— WHAT IS BEING ASKED —
List every line below containing "React".

— GIVEN DATA —
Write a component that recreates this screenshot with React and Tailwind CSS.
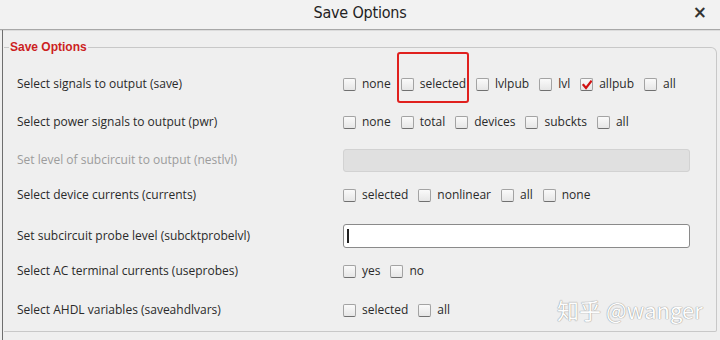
import React from "react";

function Box({ checked }) {
  return (
    <span className="relative inline-block w-[13px] h-[13px] shrink-0 rounded-[2px] border border-[#a3a3a3] border-b-[#707070] bg-gradient-to-b from-[#fafafa] to-[#e6e6e6]">
      {checked && (
        <svg className="absolute left-[1px] top-[1px]" width="10" height="10" viewBox="0 0 10 10">
          <path d="M1.5 5 L4 8 L9 1.5" fill="none" stroke="#d01010" strokeWidth="2.2" strokeLinecap="square" />
        </svg>
      )}
    </span>
  );
}

function Opt({ label, checked }) {
  return (
    <div className="flex items-center gap-[6px]">
      <Box checked={checked} />
      <span className="text-[#2a2a2a]">{label}</span>
    </div>
  );
}

function Row({ h, label, disabled, children }) {
  return (
    <div className={`flex items-center ${h}`}>
      <div className={`w-[339px] pl-[13px] ${disabled ? "text-[#9c9c9c]" : "text-[#2a2a2a]"}`}>{label}</div>
      <div className="flex-1 flex items-center">{children}</div>
    </div>
  );
}

export default function App() {
  return (
    <div className="relative w-[720px] h-[340px] bg-[#efefef] overflow-hidden text-[12px] font-['Open_Sans','Liberation_Sans',sans-serif]">
      <div className="absolute left-[2px] top-0 bottom-0 w-[1px] bg-[#6e6e6e]" />
      {/* title bar */}
      <div className="h-[30px] flex items-start justify-center pt-[1px] relative bg-[#f2f2f2] border-b border-[#a8a8a8]">
        <span className="text-[16px] text-[#222] font-['DejaVu_Sans_Condensed','DejaVu_Sans',sans-serif] tracking-[-0.2px]">Save Options</span>
        <span className="absolute right-[13px] top-[0px] text-[17px] font-bold text-[#333] font-['DejaVu_Sans',sans-serif]">×</span>
      </div>
      <div className="h-[1px] bg-[#dcdcdc]" />
      {/* fieldset */}
      <div className="pl-[4px] pr-[3px] pt-[16px]">
        <div className="relative h-[285px] border border-[#c8c8c8] border-l-0 rounded-tr-[6px] rounded-br-[2px]">
          <div className="absolute left-[5px] top-[-9px] px-[1px] bg-[#efefef] text-[12px] font-bold text-[#cc1f1f] font-['Liberation_Sans',sans-serif] leading-[16px]">
            Save Options
          </div>
          <div className="pt-[17px] pr-[26px]">
            <Row h="h-[38px]" label="Select signals to output (save)">
              <div className="flex items-center gap-[10px]">
                <Opt label="none" />
                <Opt label="selected" />
                <Opt label="lvlpub" />
                <Opt label="lvl" />
                <Opt label="allpub" checked />
                <Opt label="all" />
              </div>
            </Row>
            <Row h="h-[38px]" label="Select power signals to output (pwr)">
              <div className="flex items-center gap-[10px]">
                <Opt label="none" />
                <Opt label="total" />
                <Opt label="devices" />
                <Opt label="subckts" />
                <Opt label="all" />
              </div>
            </Row>
            <Row h="h-[38px]" label="Set level of subcircuit to output (nestlvl)" disabled>
              <div className="w-full h-[23px] rounded-[3px] bg-[#e0e0e0] border border-[#d2d2d2]" />
            </Row>
            <Row h="h-[32px]" label="Select device currents (currents)">
              <div className="flex items-center gap-[10px]">
                <Opt label="selected" />
                <Opt label="nonlinear" />
                <Opt label="all" />
                <Opt label="none" />
              </div>
            </Row>
            <Row h="h-[50px]" label="Set subcircuit probe level (subcktprobelvl)">
              <div className="w-full h-[24px] rounded-[3px] bg-white border border-[#8a8a8a] flex items-center pl-[3px]">
                <div className="w-[1.5px] h-[14px] bg-[#222]" />
              </div>
            </Row>
            <Row h="h-[20px]" label="Select AC terminal currents (useprobes)">
              <div className="flex items-center gap-[10px]">
                <Opt label="yes" />
                <Opt label="no" />
              </div>
            </Row>
            <Row h="h-[50px] pt-[8px]" label="Select AHDL variables (saveahdlvars)">
              <div className="flex items-center gap-[10px]">
                <Opt label="selected" />
                <Opt label="all" />
              </div>
            </Row>
          </div>
        </div>
      </div>
      {/* highlight */}
      <div className="absolute left-[397px] top-[52px] w-[72px] h-[51px] border-2 border-[#e0201e] rounded-[3px]" />
      {/* watermark */}
      <div className="absolute left-[557px] top-[293px] text-[22px] text-white font-['Noto_Sans_CJK_SC','Noto_Sans',sans-serif] [text-shadow:0_0_1px_#8a8a8a,0_0_1px_#8a8a8a] opacity-90">
        知乎 @wanger
      </div>
    </div>
  );
}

— THE RESPONSE —
Write a component that recreates this screenshot with React and Tailwind CSS.
import React from "react";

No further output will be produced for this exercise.